- _Task_:
Set the listing down unchanged, minus every embedded image.

- _Data excerpt_:
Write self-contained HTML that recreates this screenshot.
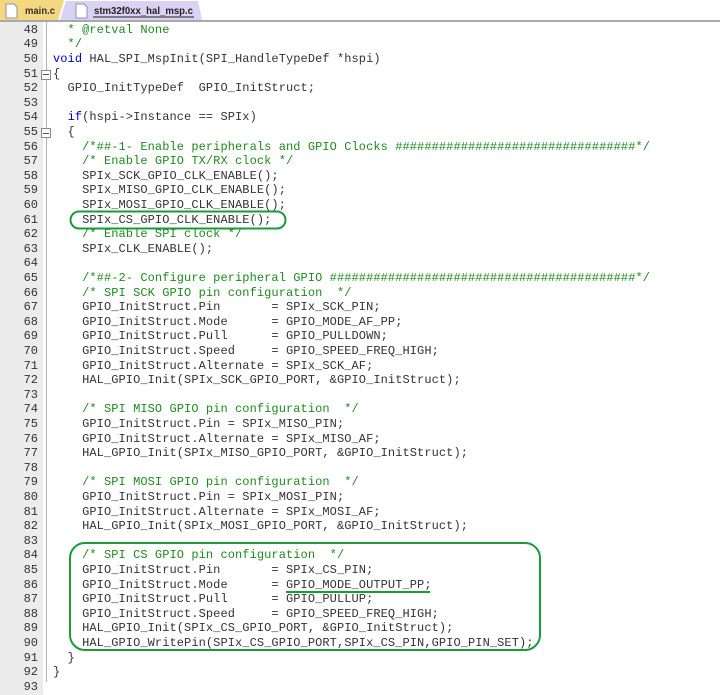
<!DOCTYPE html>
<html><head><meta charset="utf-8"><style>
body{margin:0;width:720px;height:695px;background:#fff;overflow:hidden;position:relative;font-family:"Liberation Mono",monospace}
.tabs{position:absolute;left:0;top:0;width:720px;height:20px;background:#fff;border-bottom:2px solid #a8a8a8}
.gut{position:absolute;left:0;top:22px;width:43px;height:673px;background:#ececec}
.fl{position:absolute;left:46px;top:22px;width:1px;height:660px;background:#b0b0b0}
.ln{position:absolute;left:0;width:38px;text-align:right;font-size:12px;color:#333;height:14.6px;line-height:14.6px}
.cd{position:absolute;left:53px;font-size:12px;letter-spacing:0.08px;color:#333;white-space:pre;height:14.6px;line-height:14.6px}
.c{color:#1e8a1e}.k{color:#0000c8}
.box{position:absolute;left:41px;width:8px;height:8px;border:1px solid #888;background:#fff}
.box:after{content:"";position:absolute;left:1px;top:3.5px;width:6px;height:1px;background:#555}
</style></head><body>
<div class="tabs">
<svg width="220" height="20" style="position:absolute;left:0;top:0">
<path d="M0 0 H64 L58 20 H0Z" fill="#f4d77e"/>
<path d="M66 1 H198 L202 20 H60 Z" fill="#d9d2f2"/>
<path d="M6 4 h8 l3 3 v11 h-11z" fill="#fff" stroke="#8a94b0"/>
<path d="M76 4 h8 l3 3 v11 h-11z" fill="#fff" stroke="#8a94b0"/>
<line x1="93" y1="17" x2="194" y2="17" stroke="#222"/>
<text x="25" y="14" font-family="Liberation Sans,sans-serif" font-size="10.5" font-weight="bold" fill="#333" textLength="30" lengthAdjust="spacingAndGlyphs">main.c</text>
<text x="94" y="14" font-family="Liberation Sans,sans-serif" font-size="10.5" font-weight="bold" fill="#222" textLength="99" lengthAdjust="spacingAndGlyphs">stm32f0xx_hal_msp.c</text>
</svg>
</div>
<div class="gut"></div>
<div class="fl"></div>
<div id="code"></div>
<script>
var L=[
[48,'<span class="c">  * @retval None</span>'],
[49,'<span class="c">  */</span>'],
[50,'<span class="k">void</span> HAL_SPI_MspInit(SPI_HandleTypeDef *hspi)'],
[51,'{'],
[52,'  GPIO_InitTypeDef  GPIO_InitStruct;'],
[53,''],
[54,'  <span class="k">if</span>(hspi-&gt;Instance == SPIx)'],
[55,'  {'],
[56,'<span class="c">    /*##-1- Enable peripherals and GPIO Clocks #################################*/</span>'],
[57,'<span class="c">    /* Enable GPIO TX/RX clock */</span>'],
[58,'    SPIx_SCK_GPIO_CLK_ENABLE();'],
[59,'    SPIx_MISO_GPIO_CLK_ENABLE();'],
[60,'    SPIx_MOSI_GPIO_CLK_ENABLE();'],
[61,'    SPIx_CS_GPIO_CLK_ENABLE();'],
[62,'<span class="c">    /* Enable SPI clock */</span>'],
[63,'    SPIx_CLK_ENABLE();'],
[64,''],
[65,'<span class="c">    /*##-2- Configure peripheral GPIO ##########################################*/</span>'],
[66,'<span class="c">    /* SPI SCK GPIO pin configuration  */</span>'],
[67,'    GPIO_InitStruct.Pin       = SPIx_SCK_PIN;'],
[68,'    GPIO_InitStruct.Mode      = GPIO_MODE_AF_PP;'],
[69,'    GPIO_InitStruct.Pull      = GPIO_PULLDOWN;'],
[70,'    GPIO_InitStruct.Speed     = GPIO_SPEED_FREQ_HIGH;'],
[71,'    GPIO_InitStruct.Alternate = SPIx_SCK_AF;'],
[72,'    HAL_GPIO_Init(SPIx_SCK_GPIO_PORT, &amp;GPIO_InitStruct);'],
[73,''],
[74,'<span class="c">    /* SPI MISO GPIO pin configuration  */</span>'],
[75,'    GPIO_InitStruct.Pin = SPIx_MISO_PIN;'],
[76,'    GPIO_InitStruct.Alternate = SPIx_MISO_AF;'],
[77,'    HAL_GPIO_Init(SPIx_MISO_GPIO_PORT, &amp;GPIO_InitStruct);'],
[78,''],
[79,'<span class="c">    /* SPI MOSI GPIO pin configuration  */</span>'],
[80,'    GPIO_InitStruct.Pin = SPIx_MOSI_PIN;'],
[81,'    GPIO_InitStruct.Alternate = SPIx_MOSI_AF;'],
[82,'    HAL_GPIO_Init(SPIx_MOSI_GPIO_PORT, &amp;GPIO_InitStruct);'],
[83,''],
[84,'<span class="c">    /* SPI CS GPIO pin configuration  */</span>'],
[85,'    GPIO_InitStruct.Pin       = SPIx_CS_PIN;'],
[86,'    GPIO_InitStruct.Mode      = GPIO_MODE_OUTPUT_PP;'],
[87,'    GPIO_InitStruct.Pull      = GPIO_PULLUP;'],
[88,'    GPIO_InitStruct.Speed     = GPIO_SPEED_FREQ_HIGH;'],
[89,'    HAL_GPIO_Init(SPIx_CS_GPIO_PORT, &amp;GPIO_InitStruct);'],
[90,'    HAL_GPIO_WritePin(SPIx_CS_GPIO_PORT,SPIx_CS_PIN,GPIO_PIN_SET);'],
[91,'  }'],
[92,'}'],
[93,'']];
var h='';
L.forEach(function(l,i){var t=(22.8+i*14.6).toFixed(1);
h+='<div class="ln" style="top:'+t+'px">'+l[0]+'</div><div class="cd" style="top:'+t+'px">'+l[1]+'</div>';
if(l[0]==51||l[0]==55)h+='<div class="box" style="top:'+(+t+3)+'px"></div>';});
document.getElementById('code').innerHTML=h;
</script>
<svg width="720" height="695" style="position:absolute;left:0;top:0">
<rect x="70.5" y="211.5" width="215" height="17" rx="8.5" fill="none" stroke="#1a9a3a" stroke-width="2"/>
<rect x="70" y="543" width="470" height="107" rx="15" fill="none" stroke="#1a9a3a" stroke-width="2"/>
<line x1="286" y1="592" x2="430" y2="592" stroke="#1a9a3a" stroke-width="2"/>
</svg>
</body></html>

- _Answer to the task_:
Write self-contained HTML that recreates this screenshot.
<!DOCTYPE html>
<html><head><meta charset="utf-8"><style>
body{margin:0;width:720px;height:695px;background:#fff;overflow:hidden;position:relative;font-family:"Liberation Mono",monospace}
.tabs{position:absolute;left:0;top:0;width:720px;height:20px;background:#fff;border-bottom:2px solid #a8a8a8}
.gut{position:absolute;left:0;top:22px;width:43px;height:673px;background:#ececec}
.fl{position:absolute;left:46px;top:22px;width:1px;height:660px;background:#b0b0b0}
.ln{position:absolute;left:0;width:38px;text-align:right;font-size:12px;color:#333;height:14.6px;line-height:14.6px}
.cd{position:absolute;left:53px;font-size:12px;letter-spacing:0.08px;color:#333;white-space:pre;height:14.6px;line-height:14.6px}
.c{color:#1e8a1e}.k{color:#0000c8}
.box{position:absolute;left:41px;width:8px;height:8px;border:1px solid #888;background:#fff}
.box:after{content:"";position:absolute;left:1px;top:3.5px;width:6px;height:1px;background:#555}
</style></head><body>
<div class="tabs">
<svg width="220" height="20" style="position:absolute;left:0;top:0">
<path d="M0 0 H64 L58 20 H0Z" fill="#f4d77e"/>
<path d="M66 1 H198 L202 20 H60 Z" fill="#d9d2f2"/>
<path d="M6 4 h8 l3 3 v11 h-11z" fill="#fff" stroke="#8a94b0"/>
<path d="M76 4 h8 l3 3 v11 h-11z" fill="#fff" stroke="#8a94b0"/>
<line x1="93" y1="17" x2="194" y2="17" stroke="#222"/>
<text x="25" y="14" font-family="Liberation Sans,sans-serif" font-size="10.5" font-weight="bold" fill="#333" textLength="30" lengthAdjust="spacingAndGlyphs">main.c</text>
<text x="94" y="14" font-family="Liberation Sans,sans-serif" font-size="10.5" font-weight="bold" fill="#222" textLength="99" lengthAdjust="spacingAndGlyphs">stm32f0xx_hal_msp.c</text>
</svg>
</div>
<div class="gut"></div>
<div class="fl"></div>
<div id="code"></div>
<script>
var L=[
[48,'<span class="c">  * @retval None</span>'],
[49,'<span class="c">  */</span>'],
[50,'<span class="k">void</span> HAL_SPI_MspInit(SPI_HandleTypeDef *hspi)'],
[51,'{'],
[52,'  GPIO_InitTypeDef  GPIO_InitStruct;'],
[53,''],
[54,'  <span class="k">if</span>(hspi-&gt;Instance == SPIx)'],
[55,'  {'],
[56,'<span class="c">    /*##-1- Enable peripherals and GPIO Clocks #################################*/</span>'],
[57,'<span class="c">    /* Enable GPIO TX/RX clock */</span>'],
[58,'    SPIx_SCK_GPIO_CLK_ENABLE();'],
[59,'    SPIx_MISO_GPIO_CLK_ENABLE();'],
[60,'    SPIx_MOSI_GPIO_CLK_ENABLE();'],
[61,'    SPIx_CS_GPIO_CLK_ENABLE();'],
[62,'<span class="c">    /* Enable SPI clock */</span>'],
[63,'    SPIx_CLK_ENABLE();'],
[64,''],
[65,'<span class="c">    /*##-2- Configure peripheral GPIO ##########################################*/</span>'],
[66,'<span class="c">    /* SPI SCK GPIO pin configuration  */</span>'],
[67,'    GPIO_InitStruct.Pin       = SPIx_SCK_PIN;'],
[68,'    GPIO_InitStruct.Mode      = GPIO_MODE_AF_PP;'],
[69,'    GPIO_InitStruct.Pull      = GPIO_PULLDOWN;'],
[70,'    GPIO_InitStruct.Speed     = GPIO_SPEED_FREQ_HIGH;'],
[71,'    GPIO_InitStruct.Alternate = SPIx_SCK_AF;'],
[72,'    HAL_GPIO_Init(SPIx_SCK_GPIO_PORT, &amp;GPIO_InitStruct);'],
[73,''],
[74,'<span class="c">    /* SPI MISO GPIO pin configuration  */</span>'],
[75,'    GPIO_InitStruct.Pin = SPIx_MISO_PIN;'],
[76,'    GPIO_InitStruct.Alternate = SPIx_MISO_AF;'],
[77,'    HAL_GPIO_Init(SPIx_MISO_GPIO_PORT, &amp;GPIO_InitStruct);'],
[78,''],
[79,'<span class="c">    /* SPI MOSI GPIO pin configuration  */</span>'],
[80,'    GPIO_InitStruct.Pin = SPIx_MOSI_PIN;'],
[81,'    GPIO_InitStruct.Alternate = SPIx_MOSI_AF;'],
[82,'    HAL_GPIO_Init(SPIx_MOSI_GPIO_PORT, &amp;GPIO_InitStruct);'],
[83,''],
[84,'<span class="c">    /* SPI CS GPIO pin configuration  */</span>'],
[85,'    GPIO_InitStruct.Pin       = SPIx_CS_PIN;'],
[86,'    GPIO_InitStruct.Mode      = GPIO_MODE_OUTPUT_PP;'],
[87,'    GPIO_InitStruct.Pull      = GPIO_PULLUP;'],
[88,'    GPIO_InitStruct.Speed     = GPIO_SPEED_FREQ_HIGH;'],
[89,'    HAL_GPIO_Init(SPIx_CS_GPIO_PORT, &amp;GPIO_InitStruct);'],
[90,'    HAL_GPIO_WritePin(SPIx_CS_GPIO_PORT,SPIx_CS_PIN,GPIO_PIN_SET);'],
[91,'  }'],
[92,'}'],
[93,'']];
var h='';
L.forEach(function(l,i){var t=(22.8+i*14.6).toFixed(1);
h+='<div class="ln" style="top:'+t+'px">'+l[0]+'</div><div class="cd" style="top:'+t+'px">'+l[1]+'</div>';
if(l[0]==51||l[0]==55)h+='<div class="box" style="top:'+(+t+3)+'px"></div>';});
document.getElementById('code').innerHTML=h;
</script>
<svg width="720" height="695" style="position:absolute;left:0;top:0">
<rect x="70.5" y="211.5" width="215" height="17" rx="8.5" fill="none" stroke="#1a9a3a" stroke-width="2"/>
<rect x="70" y="543" width="470" height="107" rx="15" fill="none" stroke="#1a9a3a" stroke-width="2"/>
<line x1="286" y1="592" x2="430" y2="592" stroke="#1a9a3a" stroke-width="2"/>
</svg>
</body></html>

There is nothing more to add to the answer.